Rifamycin congeners kanglemycins are active against rifampicin-resistant bacteria via a distinct mechanism
Health Knowledge, Attitudes, Practice
© 2018, The Author(s). Rifamycin antibiotics (Rifs) target bacterial RNA polymerases (RNAPs) and are widely used to treat infections including tuberculosis. The utility of these compounds is threatened by the increasing incidence of resistance (RifR). As resistance mechanisms found in clinical settings may also occur in natural environments, here we postulated that bacteria could have evolved to produce rifamycin congeners active against clinically relevant resistance phenotypes. We survey soil metagenomes and identify a tailoring enzyme-rich family of gene clusters encoding biosynthesis of rifamycin congeners (kanglemycins, Kangs) with potent in vivo and in vitro activity against the most common clinically relevant RifRmutations.
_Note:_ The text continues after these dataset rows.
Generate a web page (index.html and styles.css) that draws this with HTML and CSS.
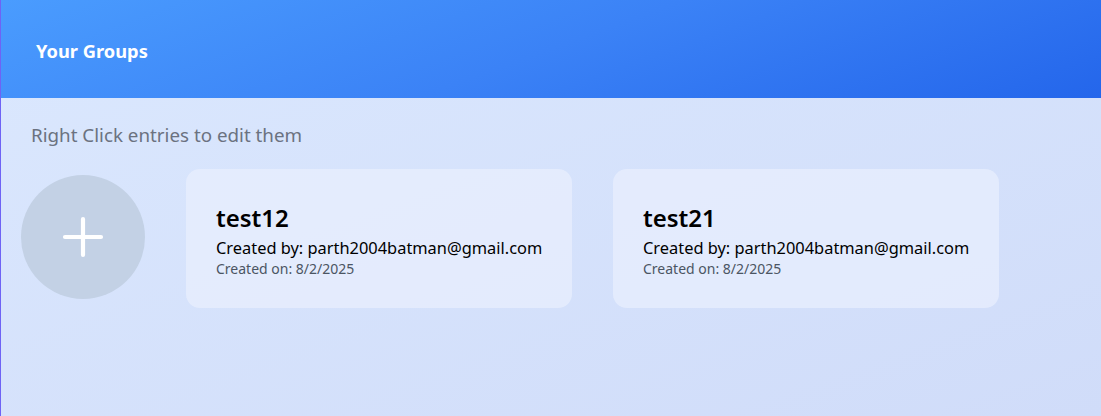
FILE: index.html
```html
<!DOCTYPE html>
<html>
<head>
<meta charset="utf-8">
<link rel="stylesheet" href="styles.css">
</head>
<body>
<div class="page">
  <header class="header">
    <h1 class="title">Your Groups</h1>
  </header>
  <main class="content">
    <p class="hint">Right Click entries to edit them</p>
    <div class="groups">
      <button class="add" aria-label="Add group">
        <svg width="44" height="44" viewBox="0 0 44 44"><path d="M22 4v36M4 22h36" stroke="#fff" stroke-width="4.2" stroke-linecap="round"/></svg>
      </button>
      <div class="card">
        <div class="card-name">test12</div>
        <div class="card-by">Created by: parth2004batman@gmail.com</div>
        <div class="card-on">Created on: 8/2/2025</div>
      </div>
      <div class="card">
        <div class="card-name">test21</div>
        <div class="card-by">Created by: parth2004batman@gmail.com</div>
        <div class="card-on">Created on: 8/2/2025</div>
      </div>
    </div>
  </main>
</div>
</body>
</html>
```
FILE: styles.css
```css
html, body {
  margin: 0;
  padding: 0;
  height: 100%;
}
body {
  font-family: "Noto Sans", "Open Sans", sans-serif;
  background: linear-gradient(160deg, #dbe8fe 0%, #d0dcf9 100%);
  border-left: 1px solid #6e63f5;
  box-sizing: border-box;
  overflow: hidden;
}
.page {
  min-height: 416px;
  display: flex;
  flex-direction: column;
}
.header {
  height: 98px;
  flex: none;
  display: flex;
  align-items: center;
  padding-left: 35px;
  background: linear-gradient(160deg, #4a9cfe 0%, #3b82f6 50%, #2466eb 100%);
}
.title {
  margin: 0;
  color: #fff;
  font-size: 18.3px;
  font-weight: 700;
  padding-top: 2px;
}
.content {
  padding: 0 20px;
}
.hint {
  margin: 24px 0 0 10px;
  font-size: 18.8px;
  color: #6b7280;
  line-height: 26px;
}
.groups {
  display: flex;
  align-items: flex-start;
  gap: 41px;
  margin-top: 21px;
}
.add {
  width: 124px;
  height: 124px;
  margin-top: 6px;
  border-radius: 50%;
  border: none;
  background: #c3d1e5;
  display: flex;
  align-items: center;
  justify-content: center;
  padding: 0;
  flex: none;
}
.card {
  width: 386px;
  height: 139px;
  flex: none;
  box-sizing: border-box;
  border-radius: 14px;
  background: rgba(234, 240, 254, 0.7);
  padding: 34px 24px 0 30px;
  color: #000;
  white-space: nowrap;
}
.card-name {
  font-size: 24px;
  font-weight: 600;
  line-height: 30px;
}
.card-by {
  font-size: 16.4px;
  line-height: 22px;
  margin-top: 4px;
}
.card-on {
  font-size: 14px;
  color: #4b5563;
  line-height: 19px;
}
```
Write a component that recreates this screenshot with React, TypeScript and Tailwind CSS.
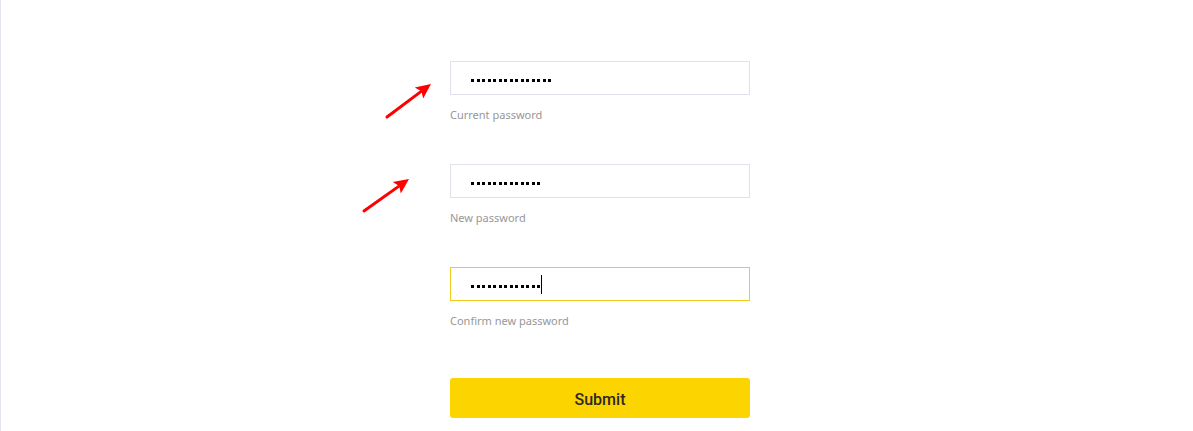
import React from "react";

function Dots({ n, caret }: { n: number; caret?: boolean }) {
  return (
    <div className="flex items-center h-full pl-[20px] pt-[4px]">
      <div className="flex gap-[2.5px]">
        {Array.from({ length: n }).map((_, i) => (
          <div key={i} className="w-[3px] h-[3px] bg-black" />
        ))}
      </div>
      {caret && <div className="ml-[1px] -mt-[4px] w-[1px] h-[19px] bg-black" />}
    </div>
  );
}

function Field({ n, label, focused, caret }: { n: number; label: string; focused?: boolean; caret?: boolean }) {
  return (
    <div className="flex flex-col">
      <div
        className={
          "h-[34px] w-[300px] bg-white border " +
          (focused ? "border-[#f0cb1c]" : "border-[#e1e1ee]")
        }
      >
        <Dots n={n} caret={caret} />
      </div>
      <div className="mt-[12px] h-[16px] leading-[16px] text-[11px] text-[#979797] font-['Noto_Sans',sans-serif]">
        {label}
      </div>
    </div>
  );
}

function Arrow({ x1, y1, x2, y2 }: { x1: number; y1: number; x2: number; y2: number }) {
  const dx = x2 - x1;
  const dy = y2 - y1;
  const len = Math.sqrt(dx * dx + dy * dy);
  const ux = dx / len;
  const uy = dy / len;
  const hl = 15;
  const hw = 7;
  const bx = x2 - ux * hl;
  const by = y2 - uy * hl;
  const px = -uy;
  const py = ux;
  const pts = `${x2},${y2} ${bx + px * hw},${by + py * hw} ${bx + ux * 3},${by + uy * 3} ${bx - px * hw},${by - py * hw}`;
  return (
    <>
      <line x1={x1} y1={y1} x2={bx + ux * 4} y2={by + uy * 4} stroke="#ff0000" strokeWidth={3} strokeLinecap="round" />
      <polygon points={pts} fill="#ff0000" />
    </>
  );
}

export default function App() {
  return (
    <div className="relative w-[1193px] h-[431px] bg-white border-l border-[#e4e4f2] overflow-hidden font-['Noto_Sans',sans-serif]">
      <div className="pl-[449px] pt-[61px] flex flex-col">
        <Field n={15} label="Current password" />
        <div className="h-[41px]" />
        <Field n={13} label="New password" />
        <div className="h-[41px]" />
        <Field n={13} label="Confirm new password" focused caret />
        <div className="h-[49px]" />
        <button className="w-[300px] h-[40px] pt-[3px] rounded-[3px] bg-[#fcd500] text-[16px] text-[#2a2a2a] font-medium font-['Roboto',sans-serif] flex items-center justify-center">
          Submit
        </button>
      </div>
      <svg className="absolute left-0 top-0 pointer-events-none" width={1193} height={431}>
        <Arrow x1={386} y1={117} x2={430} y2={84} />
        <Arrow x1={363} y1={211} x2={408} y2={179} />
      </svg>
    </div>
  );
}
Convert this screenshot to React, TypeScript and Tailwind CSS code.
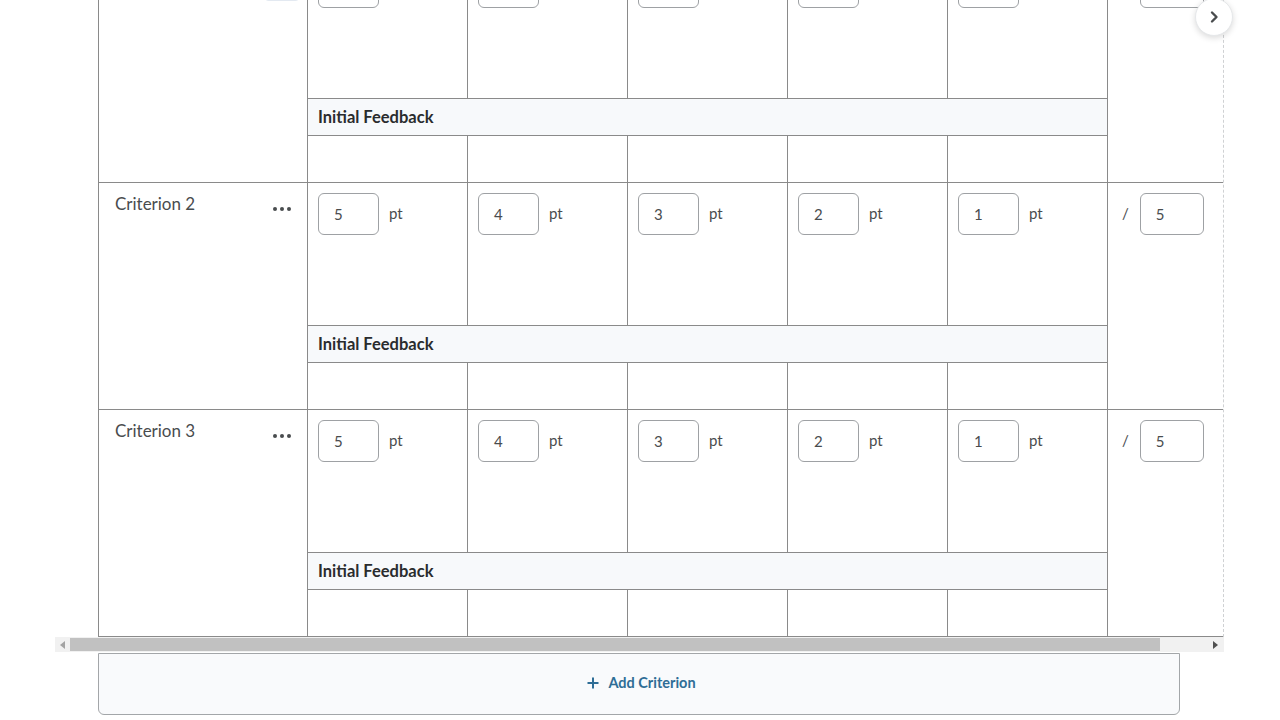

Our structural and mechanistic analyses reveal the basis for Kang inhibition of RifRRNAP. Unlike Rifs, Kangs function through a mechanism that includes interfering with 5′-initiating substrate binding. Our results suggest that examining soil microbiomes for new analogues of clinically used antibiotics may uncover metabolites capable of circumventing clinically important resistance mechanisms.